• **The problem**:
Keep the pictures out of the copy and print all the entries below exactly.

• **Supplied data**:
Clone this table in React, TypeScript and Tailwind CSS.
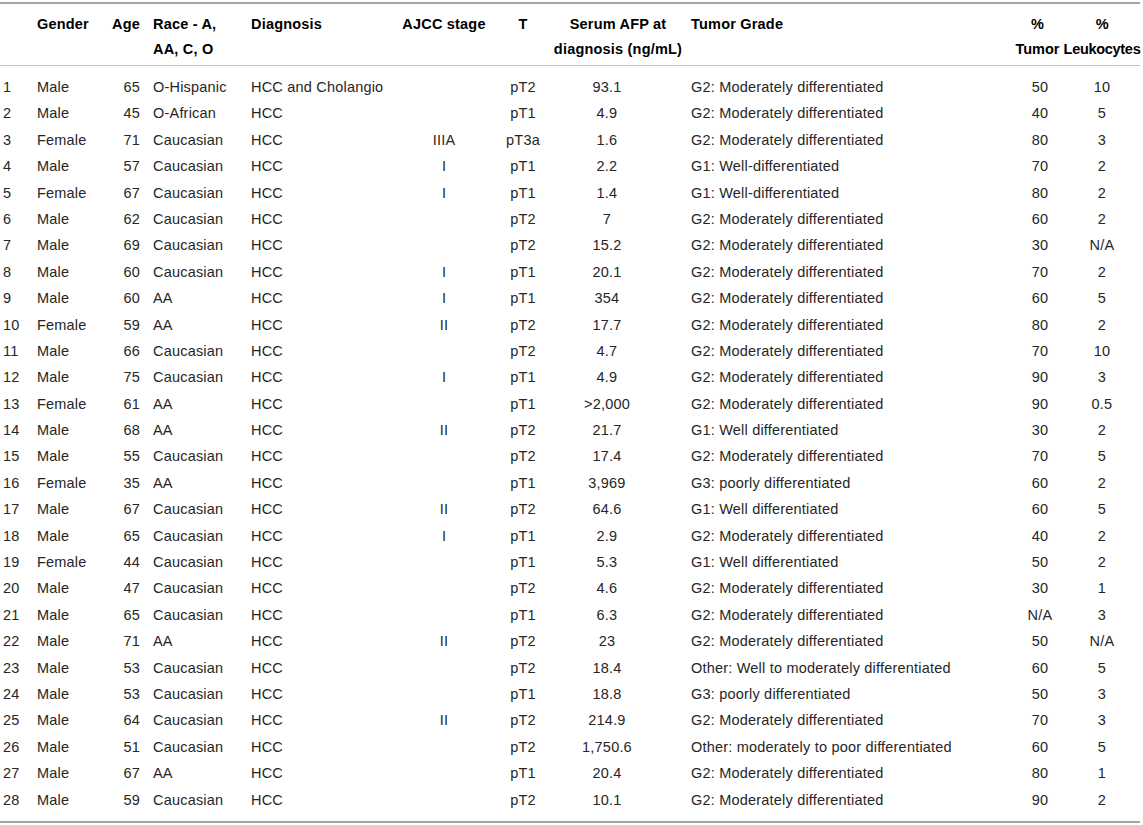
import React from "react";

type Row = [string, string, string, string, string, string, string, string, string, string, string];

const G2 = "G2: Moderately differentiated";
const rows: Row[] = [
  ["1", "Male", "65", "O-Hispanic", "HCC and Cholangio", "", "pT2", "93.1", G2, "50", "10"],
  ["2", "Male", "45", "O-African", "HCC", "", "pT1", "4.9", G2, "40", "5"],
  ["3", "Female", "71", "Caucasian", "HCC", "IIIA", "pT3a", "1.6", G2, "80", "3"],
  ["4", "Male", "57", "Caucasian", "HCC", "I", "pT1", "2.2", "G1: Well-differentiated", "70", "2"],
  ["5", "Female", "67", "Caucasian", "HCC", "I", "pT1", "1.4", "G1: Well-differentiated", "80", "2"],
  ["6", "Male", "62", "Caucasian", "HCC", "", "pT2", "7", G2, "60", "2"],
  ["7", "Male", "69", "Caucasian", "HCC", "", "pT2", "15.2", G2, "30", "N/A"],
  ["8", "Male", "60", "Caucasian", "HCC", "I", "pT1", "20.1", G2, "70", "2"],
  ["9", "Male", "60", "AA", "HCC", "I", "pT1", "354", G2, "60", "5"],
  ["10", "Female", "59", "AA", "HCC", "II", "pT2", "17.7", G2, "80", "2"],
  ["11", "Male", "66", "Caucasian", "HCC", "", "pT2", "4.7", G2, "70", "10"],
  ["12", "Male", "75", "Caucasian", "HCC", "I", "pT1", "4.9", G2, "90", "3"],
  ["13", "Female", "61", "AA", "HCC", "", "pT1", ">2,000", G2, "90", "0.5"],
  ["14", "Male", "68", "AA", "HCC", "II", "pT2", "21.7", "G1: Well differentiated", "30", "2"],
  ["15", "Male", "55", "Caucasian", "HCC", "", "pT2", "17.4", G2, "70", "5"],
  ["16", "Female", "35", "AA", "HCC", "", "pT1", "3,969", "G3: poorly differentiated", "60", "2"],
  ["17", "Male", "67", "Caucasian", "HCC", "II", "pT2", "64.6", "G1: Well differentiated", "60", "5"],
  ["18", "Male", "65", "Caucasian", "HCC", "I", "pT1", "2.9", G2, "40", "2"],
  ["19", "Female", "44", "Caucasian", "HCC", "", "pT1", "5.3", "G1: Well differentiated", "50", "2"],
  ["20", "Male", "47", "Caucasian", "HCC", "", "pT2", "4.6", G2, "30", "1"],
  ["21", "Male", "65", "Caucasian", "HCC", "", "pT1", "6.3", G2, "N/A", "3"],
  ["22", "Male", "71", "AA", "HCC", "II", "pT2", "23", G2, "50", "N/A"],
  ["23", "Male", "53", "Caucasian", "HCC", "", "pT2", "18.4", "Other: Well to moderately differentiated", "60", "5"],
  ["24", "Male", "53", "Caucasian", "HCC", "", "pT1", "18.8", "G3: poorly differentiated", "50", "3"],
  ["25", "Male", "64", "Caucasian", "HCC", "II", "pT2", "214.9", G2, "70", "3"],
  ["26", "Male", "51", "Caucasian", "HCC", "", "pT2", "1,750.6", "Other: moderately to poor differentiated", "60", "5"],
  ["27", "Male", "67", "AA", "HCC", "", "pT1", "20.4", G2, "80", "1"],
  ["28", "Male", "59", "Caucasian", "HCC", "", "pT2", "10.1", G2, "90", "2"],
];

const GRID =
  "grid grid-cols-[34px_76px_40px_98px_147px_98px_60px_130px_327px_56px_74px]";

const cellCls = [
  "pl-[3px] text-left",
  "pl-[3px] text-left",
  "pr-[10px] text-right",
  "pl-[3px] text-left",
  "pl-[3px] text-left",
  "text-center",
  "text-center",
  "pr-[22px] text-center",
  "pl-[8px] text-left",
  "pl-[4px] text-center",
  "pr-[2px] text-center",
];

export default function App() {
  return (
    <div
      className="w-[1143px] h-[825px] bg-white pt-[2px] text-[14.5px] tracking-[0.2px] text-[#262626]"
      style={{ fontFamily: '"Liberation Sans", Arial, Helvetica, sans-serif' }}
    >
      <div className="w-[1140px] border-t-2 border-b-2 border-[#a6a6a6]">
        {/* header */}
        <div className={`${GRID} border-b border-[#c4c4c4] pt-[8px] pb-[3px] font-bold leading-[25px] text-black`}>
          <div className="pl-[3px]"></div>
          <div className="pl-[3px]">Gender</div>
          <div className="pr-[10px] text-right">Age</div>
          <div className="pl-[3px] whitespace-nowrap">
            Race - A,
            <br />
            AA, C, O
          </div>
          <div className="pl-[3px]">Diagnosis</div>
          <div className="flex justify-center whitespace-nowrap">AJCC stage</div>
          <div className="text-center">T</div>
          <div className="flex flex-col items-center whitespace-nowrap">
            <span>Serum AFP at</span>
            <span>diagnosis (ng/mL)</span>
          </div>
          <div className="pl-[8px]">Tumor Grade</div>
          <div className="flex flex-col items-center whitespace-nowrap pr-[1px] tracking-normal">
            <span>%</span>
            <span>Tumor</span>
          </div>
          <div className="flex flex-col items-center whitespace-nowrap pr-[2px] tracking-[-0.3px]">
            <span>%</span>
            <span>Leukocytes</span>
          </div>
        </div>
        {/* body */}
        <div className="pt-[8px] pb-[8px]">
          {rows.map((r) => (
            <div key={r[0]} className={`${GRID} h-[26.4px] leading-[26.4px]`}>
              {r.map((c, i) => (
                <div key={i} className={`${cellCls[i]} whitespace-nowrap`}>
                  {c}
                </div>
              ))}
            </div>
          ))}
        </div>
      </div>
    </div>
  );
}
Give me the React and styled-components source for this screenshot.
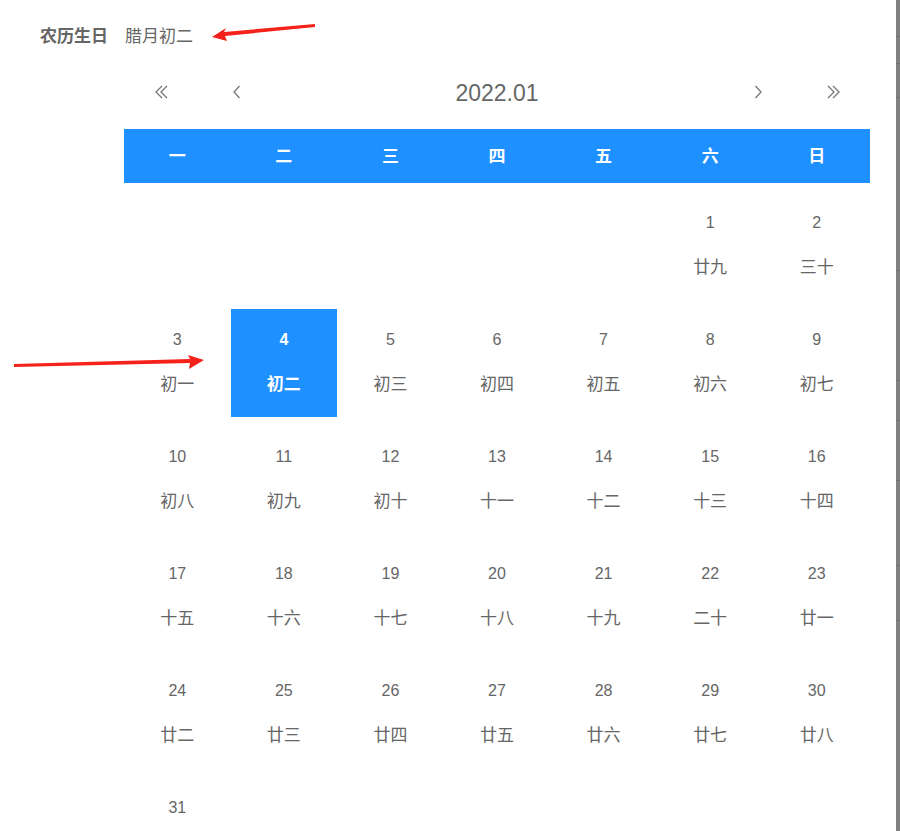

• **Final result**:
Clone this table in React, TypeScript and Tailwind CSS.
import React from "react";

type Row = [string, string, string, string, string, string, string, string, string, string, string];

const G2 = "G2: Moderately differentiated";
const rows: Row[] = [
  ["1", "Male", "65", "O-Hispanic", "HCC and Cholangio", "", "pT2", "93.1", G2, "50", "10"],
  ["2", "Male", "45", "O-African", "HCC", "", "pT1", "4.9", G2, "40", "5"],
  ["3", "Female", "71", "Caucasian", "HCC", "IIIA", "pT3a", "1.6", G2, "80", "3"],
  ["4", "Male", "57", "Caucasian", "HCC", "I", "pT1", "2.2", "G1: Well-differentiated", "70", "2"],
  ["5", "Female", "67", "Caucasian", "HCC", "I", "pT1", "1.4", "G1: Well-differentiated", "80", "2"],
  ["6", "Male", "62", "Caucasian", "HCC", "", "pT2", "7", G2, "60", "2"],
  ["7", "Male", "69", "Caucasian", "HCC", "", "pT2", "15.2", G2, "30", "N/A"],
  ["8", "Male", "60", "Caucasian", "HCC", "I", "pT1", "20.1", G2, "70", "2"],
  ["9", "Male", "60", "AA", "HCC", "I", "pT1", "354", G2, "60", "5"],
  ["10", "Female", "59", "AA", "HCC", "II", "pT2", "17.7", G2, "80", "2"],
  ["11", "Male", "66", "Caucasian", "HCC", "", "pT2", "4.7", G2, "70", "10"],
  ["12", "Male", "75", "Caucasian", "HCC", "I", "pT1", "4.9", G2, "90", "3"],
  ["13", "Female", "61", "AA", "HCC", "", "pT1", ">2,000", G2, "90", "0.5"],
  ["14", "Male", "68", "AA", "HCC", "II", "pT2", "21.7", "G1: Well differentiated", "30", "2"],
  ["15", "Male", "55", "Caucasian", "HCC", "", "pT2", "17.4", G2, "70", "5"],
  ["16", "Female", "35", "AA", "HCC", "", "pT1", "3,969", "G3: poorly differentiated", "60", "2"],
  ["17", "Male", "67", "Caucasian", "HCC", "II", "pT2", "64.6", "G1: Well differentiated", "60", "5"],
  ["18", "Male", "65", "Caucasian", "HCC", "I", "pT1", "2.9", G2, "40", "2"],
  ["19", "Female", "44", "Caucasian", "HCC", "", "pT1", "5.3", "G1: Well differentiated", "50", "2"],
  ["20", "Male", "47", "Caucasian", "HCC", "", "pT2", "4.6", G2, "30", "1"],
  ["21", "Male", "65", "Caucasian", "HCC", "", "pT1", "6.3", G2, "N/A", "3"],
  ["22", "Male", "71", "AA", "HCC", "II", "pT2", "23", G2, "50", "N/A"],
  ["23", "Male", "53", "Caucasian", "HCC", "", "pT2", "18.4", "Other: Well to moderately differentiated", "60", "5"],
  ["24", "Male", "53", "Caucasian", "HCC", "", "pT1", "18.8", "G3: poorly differentiated", "50", "3"],
  ["25", "Male", "64", "Caucasian", "HCC", "II", "pT2", "214.9", G2, "70", "3"],
  ["26", "Male", "51", "Caucasian", "HCC", "", "pT2", "1,750.6", "Other: moderately to poor differentiated", "60", "5"],
  ["27", "Male", "67", "AA", "HCC", "", "pT1", "20.4", G2, "80", "1"],
  ["28", "Male", "59", "Caucasian", "HCC", "", "pT2", "10.1", G2, "90", "2"],
];

const GRID =
  "grid grid-cols-[34px_76px_40px_98px_147px_98px_60px_130px_327px_56px_74px]";

const cellCls = [
  "pl-[3px] text-left",
  "pl-[3px] text-left",
  "pr-[10px] text-right",
  "pl-[3px] text-left",
  "pl-[3px] text-left",
  "text-center",
  "text-center",
  "pr-[22px] text-center",
  "pl-[8px] text-left",
  "pl-[4px] text-center",
  "pr-[2px] text-center",
];

export default function App() {
  return (
    <div
      className="w-[1143px] h-[825px] bg-white pt-[2px] text-[14.5px] tracking-[0.2px] text-[#262626]"
      style={{ fontFamily: '"Liberation Sans", Arial, Helvetica, sans-serif' }}
    >
      <div className="w-[1140px] border-t-2 border-b-2 border-[#a6a6a6]">
        {/* header */}
        <div className={`${GRID} border-b border-[#c4c4c4] pt-[8px] pb-[3px] font-bold leading-[25px] text-black`}>
          <div className="pl-[3px]"></div>
          <div className="pl-[3px]">Gender</div>
          <div className="pr-[10px] text-right">Age</div>
          <div className="pl-[3px] whitespace-nowrap">
            Race - A,
            <br />
            AA, C, O
          </div>
          <div className="pl-[3px]">Diagnosis</div>
          <div className="flex justify-center whitespace-nowrap">AJCC stage</div>
          <div className="text-center">T</div>
          <div className="flex flex-col items-center whitespace-nowrap">
            <span>Serum AFP at</span>
            <span>diagnosis (ng/mL)</span>
          </div>
          <div className="pl-[8px]">Tumor Grade</div>
          <div className="flex flex-col items-center whitespace-nowrap pr-[1px] tracking-normal">
            <span>%</span>
            <span>Tumor</span>
          </div>
          <div className="flex flex-col items-center whitespace-nowrap pr-[2px] tracking-[-0.3px]">
            <span>%</span>
            <span>Leukocytes</span>
          </div>
        </div>
        {/* body */}
        <div className="pt-[8px] pb-[8px]">
          {rows.map((r) => (
            <div key={r[0]} className={`${GRID} h-[26.4px] leading-[26.4px]`}>
              {r.map((c, i) => (
                <div key={i} className={`${cellCls[i]} whitespace-nowrap`}>
                  {c}
                </div>
              ))}
            </div>
          ))}
        </div>
      </div>
    </div>
  );
}
Give me the React and styled-components source for this screenshot.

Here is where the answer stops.